Thinking ahead to the future of the service in live, we knew there would be a focus on the following things more so than in previous assessments:

  • how the service’s ongoing value is measured and what performance metrics are captured
  • how will the team be sustainably funded going forwards
  • the onboarding process for new joiners and how it supports team continuity

Preparation, preparation, preparation!

In order to start thinking about the live assessment process, we had a virtual team kick-off. As part of this session, we went through each service standard.

We discussed the evidence we could provide to support it, assigned an owner who would be responsible for collating the evidence and identified any outstanding work required to support the standard. This step was invaluable as it allowed us to treat the assessment like any other epic, including scoping out and pointing tickets so we had a rough idea on when we would be ready. 

Reach out to your local lead assessor if you have one, or the GDS service assessment team for a rough guide on the technical questions asked.

Tech pre-call

Preparing for the tech pre-call involved revisiting our beta assessment so we could document the progress we’d made over the years and revisiting the reasons behind technology choices. We discussed with our local lead assessor likely questions that would be included in the call and collaborated on talking points around the subjects in a shared document. 

We had some preconceived notions on the level of detail the pre-call would go into regarding specific implementation details of our service - mainly that there would be specific questions on pieces of code - but these were unfounded. The focus at live assessment was ensuring our service was:

  • secure
  • straightforward to deploy
  • maintainable
  • well tested
  • recoverable from a disaster

We proved we met the above points by talking through our ways of working, showing various diagrams of the steps involved to make a release and providing anecdotes around when we’ve had to recover from disaster (the sweat inducing time we dropped the live database for example!).

We also had to prove that our service would be supported in the long term after the assessment was completed. This involved talking through our long-term road map and the future funding that was in place for our team and hosting costs.

It’s worth looking at any areas that require work well in advance of the tech call and trying to either fix, mitigate or detail future features required to plug any gaps.

Assessment tips

  • provide a glossary of commonly used terms that may be well known in your domain area but less clear to the assessment panel
  • have good examples and anecdotes to share that show real-world examples of what happens with your service
  • have maps illustrating how things work (at a high service level and detailed path to live)

And for remote assessments specifically:

  • have an agreed order of team intros - it saves you from the inevitable awkwardness of who goes next!
  • ask for breaks as and when you need them so you can stretch your legs, get a break from the screen, or grab a cuppa!
  • give whoever is sharing slides the slide number you are referring to

Lessons learned

If we were going through this process again for a different service, we would definitely keep a living document that evidences how we are meeting service standards as we go.

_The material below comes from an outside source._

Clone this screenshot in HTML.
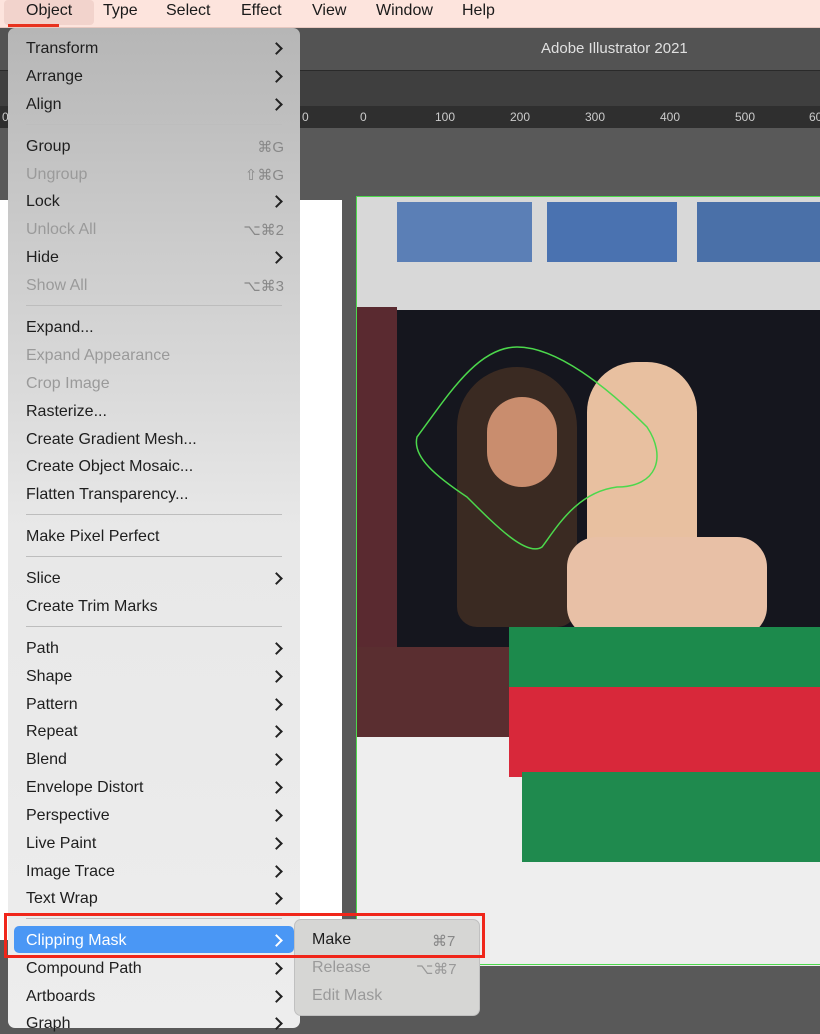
<html><head><style>
body{margin:0;width:820px;height:1024px;overflow:hidden;position:relative;background:#595959;font-family:"Liberation Sans",sans-serif}
.a{position:absolute}
.mi{position:absolute;left:26px;font-size:16px;color:#1e1e1e;line-height:20px;margin-top:2px}
.d{color:#9a9a9a}
.ar{position:absolute;left:271px;width:12px;height:20px;margin-top:2px}
.ar:after{content:"";position:absolute;left:1px;top:5px;width:7px;height:7px;border-right:2px solid #222;border-top:2px solid #222;transform:rotate(45deg)}
.w:after{border-color:#fff}
.sc{position:absolute;left:0;width:284px;text-align:right;font-size:15px;color:#888;margin-top:3px}
.sep{position:absolute;left:26px;width:256px;height:1px;background:#bdbdbd}
.r{position:absolute;top:110px;font-size:12px;color:#ccc}
</style></head><body>
<div class="a" style="left:0;top:0;width:820px;height:27px;background:#fde4dd;border-bottom:1px solid #e8c8c0"></div>
<div class="a" style="left:4px;top:0;width:90px;height:25px;background:#f2d3cc;border-radius:4px"></div>
<div class="a" style="left:8px;top:24px;width:51px;height:3px;background:#e8321e"></div>
<div class="a" style="top:2px;left:26px;font-size:16px;color:#1a1a1a">Object</div>
<div class="a" style="top:2px;left:103px;font-size:16px;color:#1a1a1a">Type</div>
<div class="a" style="top:2px;left:166px;font-size:16px;color:#1a1a1a">Select</div>
<div class="a" style="top:2px;left:241px;font-size:16px;color:#1a1a1a">Effect</div>
<div class="a" style="top:2px;left:312px;font-size:16px;color:#1a1a1a">View</div>
<div class="a" style="top:2px;left:376px;font-size:16px;color:#1a1a1a">Window</div>
<div class="a" style="top:2px;left:462px;font-size:16px;color:#1a1a1a">Help</div>
<div class="a" style="left:0;top:28px;width:820px;height:42px;background:#535353"></div>
<div class="a" style="left:541px;top:40px;font-size:15px;color:#e0e0e0">Adobe Illustrator 2021</div>
<div class="a" style="left:0;top:70px;width:820px;height:36px;background:#3f3f3f;border-top:1px solid #2a2a2a"></div>
<div class="a" style="left:0;top:106px;width:820px;height:22px;background:#2f2f2f"></div>
<div class="r" style="left:2px">0</div><div class="r" style="left:302px">0</div>
<div class="r" style="left:360px">0</div><div class="r" style="left:435px">100</div><div class="r" style="left:510px">200</div><div class="r" style="left:585px">300</div><div class="r" style="left:660px">400</div><div class="r" style="left:735px">500</div><div class="r" style="left:809px">60</div>
<div class="a" style="left:0;top:200px;width:342px;height:740px;background:#fff"></div>
<div class="a" style="left:357px;top:197px;width:463px;height:769px;background:#f0f0f0;overflow:hidden">
<div class="a" style="left:0;top:0;width:463px;height:115px;background:#d8d8d8"></div>
<div class="a" style="left:40px;top:5px;width:135px;height:60px;background:#5b7fb6"></div>
<div class="a" style="left:190px;top:5px;width:130px;height:60px;background:#4a72b0"></div>
<div class="a" style="left:340px;top:5px;width:123px;height:60px;background:#4a70a8"></div>
<div class="a" style="left:0;top:110px;width:40px;height:430px;background:#5a2a30"></div>
<div class="a" style="left:40px;top:113px;width:423px;height:340px;background:#15161e"></div>
<div class="a" style="left:0;top:450px;width:463px;height:95px;background:#5a2e30"></div>
<div class="a" style="left:0;top:540px;width:463px;height:229px;background:#eeeeee"></div>
<div class="a" style="left:100px;top:170px;width:120px;height:260px;background:#3a2a22;border-radius:60px 60px 20px 20px"></div>
<div class="a" style="left:130px;top:200px;width:70px;height:90px;background:#c98d6e;border-radius:35px"></div>
<div class="a" style="left:230px;top:165px;width:110px;height:280px;background:#e8c0a0;border-radius:50px 50px 30px 30px"></div>
<div class="a" style="left:210px;top:340px;width:200px;height:100px;background:#e8c0a6;border-radius:30px"></div>
<div class="a" style="left:152px;top:430px;width:311px;height:70px;background:#1c8a4c"></div>
<div class="a" style="left:152px;top:490px;width:311px;height:90px;background:#d8283a"></div>
<div class="a" style="left:165px;top:575px;width:298px;height:90px;background:#1f8a4e"></div>
<svg class="a" style="left:0;top:0" width="463" height="769"><path d="M60 240 C90 200,120 150,160 150 C200 150,250 190,290 230 C310 260,300 290,260 290 C220 295,200 330,185 350 C170 360,140 330,110 300 C80 280,55 260,60 240Z" fill="none" stroke="#4cd84c" stroke-width="1.5"/></svg>
</div>
<div class="a" style="left:356px;top:196px;width:470px;height:769px;border:1px solid #4cd84c;box-sizing:border-box"></div>
<div class="a" style="left:8px;top:28px;width:292px;height:1000px;border-radius:7px;background:linear-gradient(#b6b6b6 0px,#cfcfcf 250px,#e8e8e8 500px,#ededed 1000px)"></div>
<div class="a" style="left:14px;top:926px;width:280px;height:27px;border-radius:5px;background:#4a97f5"></div>
<div class="mi" style="top:37px">Transform</div><div class="ar" style="top:37px"></div>
<div class="mi" style="top:65px">Arrange</div><div class="ar" style="top:65px"></div>
<div class="mi" style="top:93px">Align</div><div class="ar" style="top:93px"></div>
<div class="sep" style="top:124px"></div>
<div class="mi" style="top:135px">Group</div><div class="sc" style="top:135px">⌘G</div>
<div class="mi d" style="top:163px">Ungroup</div><div class="sc" style="top:163px">⇧⌘G</div>
<div class="mi" style="top:190px">Lock</div><div class="ar" style="top:190px"></div>
<div class="mi d" style="top:218px">Unlock All</div><div class="sc" style="top:218px">⌥⌘2</div>
<div class="mi" style="top:246px">Hide</div><div class="ar" style="top:246px"></div>
<div class="mi d" style="top:274px">Show All</div><div class="sc" style="top:274px">⌥⌘3</div>
<div class="sep" style="top:305px"></div>
<div class="mi" style="top:316px">Expand...</div>
<div class="mi d" style="top:344px">Expand Appearance</div>
<div class="mi d" style="top:372px">Crop Image</div>
<div class="mi" style="top:400px">Rasterize...</div>
<div class="mi" style="top:428px">Create Gradient Mesh...</div>
<div class="mi" style="top:455px">Create Object Mosaic...</div>
<div class="mi" style="top:483px">Flatten Transparency...</div>
<div class="sep" style="top:514px"></div>
<div class="mi" style="top:525px">Make Pixel Perfect</div>
<div class="sep" style="top:556px"></div>
<div class="mi" style="top:567px">Slice</div><div class="ar" style="top:567px"></div>
<div class="mi" style="top:595px">Create Trim Marks</div>
<div class="sep" style="top:626px"></div>
<div class="mi" style="top:637px">Path</div><div class="ar" style="top:637px"></div>
<div class="mi" style="top:665px">Shape</div><div class="ar" style="top:665px"></div>
<div class="mi" style="top:693px">Pattern</div><div class="ar" style="top:693px"></div>
<div class="mi" style="top:720px">Repeat</div><div class="ar" style="top:720px"></div>
<div class="mi" style="top:748px">Blend</div><div class="ar" style="top:748px"></div>
<div class="mi" style="top:776px">Envelope Distort</div><div class="ar" style="top:776px"></div>
<div class="mi" style="top:804px">Perspective</div><div class="ar" style="top:804px"></div>
<div class="mi" style="top:832px">Live Paint</div><div class="ar" style="top:832px"></div>
<div class="mi" style="top:860px">Image Trace</div><div class="ar" style="top:860px"></div>
<div class="mi" style="top:887px">Text Wrap</div><div class="ar" style="top:887px"></div>
<div class="sep" style="top:918px"></div>
<div class="mi" style="top:929px;color:#fff">Clipping Mask</div><div class="ar w" style="top:929px"></div>
<div class="mi" style="top:957px">Compound Path</div><div class="ar" style="top:957px"></div>
<div class="mi" style="top:985px">Artboards</div><div class="ar" style="top:985px"></div>
<div class="mi" style="top:1012px">Graph</div><div class="ar" style="top:1012px"></div>
<div class="a" style="left:294px;top:919px;width:184px;height:95px;border-radius:7px;background:#d6d6d4;border:1px solid #c0c0c0"></div>
<div class="a" style="left:312px;top:931px;font-size:16px;color:#1e1e1e">Make</div><div class="a" style="left:432px;top:932px;font-size:15px;color:#888">⌘7</div>
<div class="a" style="left:312px;top:959px;font-size:16px;color:#9a9a9a">Release</div><div class="a" style="left:416px;top:960px;font-size:15px;color:#999">⌥⌘7</div>
<div class="a" style="left:312px;top:987px;font-size:16px;color:#9a9a9a">Edit Mask</div>
<div class="a" style="left:4px;top:913px;width:481px;height:45px;border:3px solid #f0261a;box-sizing:border-box"></div>
</body></html>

Doing this as you go, means decisions can be documented while they’re still fresh in everyone’s mind. This will also help to reduce the amount of preparation work needed to put the assessment slide deck together. 

We’d also say to make sure that you’re building to the service standards as part of your routine planning. For example, when you’re next creating epics or features as part of an epic kick-off, ask yourself how your approach links back to the service standard.